◆ **Set problem**
Read the data and repeat all of it exactly.

◆ **Data for this exercise**
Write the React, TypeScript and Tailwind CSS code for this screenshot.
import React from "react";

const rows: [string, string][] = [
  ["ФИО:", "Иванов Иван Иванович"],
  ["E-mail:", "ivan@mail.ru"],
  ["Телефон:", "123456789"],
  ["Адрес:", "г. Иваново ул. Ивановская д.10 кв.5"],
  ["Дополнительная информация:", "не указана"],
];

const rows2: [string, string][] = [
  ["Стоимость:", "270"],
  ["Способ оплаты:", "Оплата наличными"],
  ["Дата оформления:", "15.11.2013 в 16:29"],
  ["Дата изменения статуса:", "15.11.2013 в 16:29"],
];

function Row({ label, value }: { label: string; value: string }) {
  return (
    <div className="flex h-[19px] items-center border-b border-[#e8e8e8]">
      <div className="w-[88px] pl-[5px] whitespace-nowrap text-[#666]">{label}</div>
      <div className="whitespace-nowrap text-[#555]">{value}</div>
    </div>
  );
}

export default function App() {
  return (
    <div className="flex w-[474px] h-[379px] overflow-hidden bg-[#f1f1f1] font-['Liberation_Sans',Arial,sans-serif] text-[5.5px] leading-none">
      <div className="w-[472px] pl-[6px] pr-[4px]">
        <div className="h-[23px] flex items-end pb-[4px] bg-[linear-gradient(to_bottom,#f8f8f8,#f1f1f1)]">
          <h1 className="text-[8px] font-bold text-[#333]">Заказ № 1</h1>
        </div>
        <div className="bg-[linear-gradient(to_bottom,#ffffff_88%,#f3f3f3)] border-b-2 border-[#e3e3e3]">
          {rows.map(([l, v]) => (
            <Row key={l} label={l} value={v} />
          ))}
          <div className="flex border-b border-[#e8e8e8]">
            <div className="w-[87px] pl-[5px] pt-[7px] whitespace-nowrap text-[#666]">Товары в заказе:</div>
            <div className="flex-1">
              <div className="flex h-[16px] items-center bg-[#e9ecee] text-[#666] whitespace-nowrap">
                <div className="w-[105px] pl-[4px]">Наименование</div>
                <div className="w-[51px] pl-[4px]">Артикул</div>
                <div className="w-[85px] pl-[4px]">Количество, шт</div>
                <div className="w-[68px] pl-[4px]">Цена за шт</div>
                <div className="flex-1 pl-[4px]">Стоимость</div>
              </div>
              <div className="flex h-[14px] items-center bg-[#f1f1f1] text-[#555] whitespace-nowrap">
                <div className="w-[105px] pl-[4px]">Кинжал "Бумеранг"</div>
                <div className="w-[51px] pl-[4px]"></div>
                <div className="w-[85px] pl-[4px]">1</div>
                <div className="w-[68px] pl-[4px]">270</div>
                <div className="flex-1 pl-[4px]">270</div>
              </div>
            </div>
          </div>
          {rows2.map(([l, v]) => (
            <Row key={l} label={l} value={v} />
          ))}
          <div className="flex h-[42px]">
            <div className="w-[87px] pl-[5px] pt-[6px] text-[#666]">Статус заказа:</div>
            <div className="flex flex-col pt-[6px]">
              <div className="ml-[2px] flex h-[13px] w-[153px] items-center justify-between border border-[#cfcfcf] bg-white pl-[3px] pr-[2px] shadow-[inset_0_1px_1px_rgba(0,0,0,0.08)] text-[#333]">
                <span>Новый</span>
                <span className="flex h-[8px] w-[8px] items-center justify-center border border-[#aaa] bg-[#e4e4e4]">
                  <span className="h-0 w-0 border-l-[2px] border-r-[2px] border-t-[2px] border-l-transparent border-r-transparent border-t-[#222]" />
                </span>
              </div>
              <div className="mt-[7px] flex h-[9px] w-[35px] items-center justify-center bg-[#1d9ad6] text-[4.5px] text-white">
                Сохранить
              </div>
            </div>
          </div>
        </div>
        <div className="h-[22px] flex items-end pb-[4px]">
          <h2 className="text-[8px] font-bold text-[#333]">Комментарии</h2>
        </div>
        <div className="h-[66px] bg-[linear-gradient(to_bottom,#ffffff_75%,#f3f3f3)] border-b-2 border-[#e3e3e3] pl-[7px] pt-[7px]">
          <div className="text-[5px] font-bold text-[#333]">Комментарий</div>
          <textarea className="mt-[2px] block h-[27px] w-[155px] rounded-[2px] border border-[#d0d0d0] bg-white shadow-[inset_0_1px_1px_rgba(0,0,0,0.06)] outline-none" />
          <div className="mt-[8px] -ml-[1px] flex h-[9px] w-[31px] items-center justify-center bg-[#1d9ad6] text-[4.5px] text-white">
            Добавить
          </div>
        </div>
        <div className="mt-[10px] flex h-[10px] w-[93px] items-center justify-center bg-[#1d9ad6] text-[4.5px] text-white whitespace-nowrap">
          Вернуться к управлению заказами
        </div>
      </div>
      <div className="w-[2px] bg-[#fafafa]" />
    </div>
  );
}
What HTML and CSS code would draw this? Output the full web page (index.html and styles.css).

◆ **Written answer**
Write the React, TypeScript and Tailwind CSS code for this screenshot.
import React from "react";

const rows: [string, string][] = [
  ["ФИО:", "Иванов Иван Иванович"],
  ["E-mail:", "ivan@mail.ru"],
  ["Телефон:", "123456789"],
  ["Адрес:", "г. Иваново ул. Ивановская д.10 кв.5"],
  ["Дополнительная информация:", "не указана"],
];

const rows2: [string, string][] = [
  ["Стоимость:", "270"],
  ["Способ оплаты:", "Оплата наличными"],
  ["Дата оформления:", "15.11.2013 в 16:29"],
  ["Дата изменения статуса:", "15.11.2013 в 16:29"],
];

function Row({ label, value }: { label: string; value: string }) {
  return (
    <div className="flex h-[19px] items-center border-b border-[#e8e8e8]">
      <div className="w-[88px] pl-[5px] whitespace-nowrap text-[#666]">{label}</div>
      <div className="whitespace-nowrap text-[#555]">{value}</div>
    </div>
  );
}

export default function App() {
  return (
    <div className="flex w-[474px] h-[379px] overflow-hidden bg-[#f1f1f1] font-['Liberation_Sans',Arial,sans-serif] text-[5.5px] leading-none">
      <div className="w-[472px] pl-[6px] pr-[4px]">
        <div className="h-[23px] flex items-end pb-[4px] bg-[linear-gradient(to_bottom,#f8f8f8,#f1f1f1)]">
          <h1 className="text-[8px] font-bold text-[#333]">Заказ № 1</h1>
        </div>
        <div className="bg-[linear-gradient(to_bottom,#ffffff_88%,#f3f3f3)] border-b-2 border-[#e3e3e3]">
          {rows.map(([l, v]) => (
            <Row key={l} label={l} value={v} />
          ))}
          <div className="flex border-b border-[#e8e8e8]">
            <div className="w-[87px] pl-[5px] pt-[7px] whitespace-nowrap text-[#666]">Товары в заказе:</div>
            <div className="flex-1">
              <div className="flex h-[16px] items-center bg-[#e9ecee] text-[#666] whitespace-nowrap">
                <div className="w-[105px] pl-[4px]">Наименование</div>
                <div className="w-[51px] pl-[4px]">Артикул</div>
                <div className="w-[85px] pl-[4px]">Количество, шт</div>
                <div className="w-[68px] pl-[4px]">Цена за шт</div>
                <div className="flex-1 pl-[4px]">Стоимость</div>
              </div>
              <div className="flex h-[14px] items-center bg-[#f1f1f1] text-[#555] whitespace-nowrap">
                <div className="w-[105px] pl-[4px]">Кинжал "Бумеранг"</div>
                <div className="w-[51px] pl-[4px]"></div>
                <div className="w-[85px] pl-[4px]">1</div>
                <div className="w-[68px] pl-[4px]">270</div>
                <div className="flex-1 pl-[4px]">270</div>
              </div>
            </div>
          </div>
          {rows2.map(([l, v]) => (
            <Row key={l} label={l} value={v} />
          ))}
          <div className="flex h-[42px]">
            <div className="w-[87px] pl-[5px] pt-[6px] text-[#666]">Статус заказа:</div>
            <div className="flex flex-col pt-[6px]">
              <div className="ml-[2px] flex h-[13px] w-[153px] items-center justify-between border border-[#cfcfcf] bg-white pl-[3px] pr-[2px] shadow-[inset_0_1px_1px_rgba(0,0,0,0.08)] text-[#333]">
                <span>Новый</span>
                <span className="flex h-[8px] w-[8px] items-center justify-center border border-[#aaa] bg-[#e4e4e4]">
                  <span className="h-0 w-0 border-l-[2px] border-r-[2px] border-t-[2px] border-l-transparent border-r-transparent border-t-[#222]" />
                </span>
              </div>
              <div className="mt-[7px] flex h-[9px] w-[35px] items-center justify-center bg-[#1d9ad6] text-[4.5px] text-white">
                Сохранить
              </div>
            </div>
          </div>
        </div>
        <div className="h-[22px] flex items-end pb-[4px]">
          <h2 className="text-[8px] font-bold text-[#333]">Комментарии</h2>
        </div>
        <div className="h-[66px] bg-[linear-gradient(to_bottom,#ffffff_75%,#f3f3f3)] border-b-2 border-[#e3e3e3] pl-[7px] pt-[7px]">
          <div className="text-[5px] font-bold text-[#333]">Комментарий</div>
          <textarea className="mt-[2px] block h-[27px] w-[155px] rounded-[2px] border border-[#d0d0d0] bg-white shadow-[inset_0_1px_1px_rgba(0,0,0,0.06)] outline-none" />
          <div className="mt-[8px] -ml-[1px] flex h-[9px] w-[31px] items-center justify-center bg-[#1d9ad6] text-[4.5px] text-white">
            Добавить
          </div>
        </div>
        <div className="mt-[10px] flex h-[10px] w-[93px] items-center justify-center bg-[#1d9ad6] text-[4.5px] text-white whitespace-nowrap">
          Вернуться к управлению заказами
        </div>
      </div>
      <div className="w-[2px] bg-[#fafafa]" />
    </div>
  );
}
What HTML and CSS code would draw this? Output the full web page (index.html and styles.css).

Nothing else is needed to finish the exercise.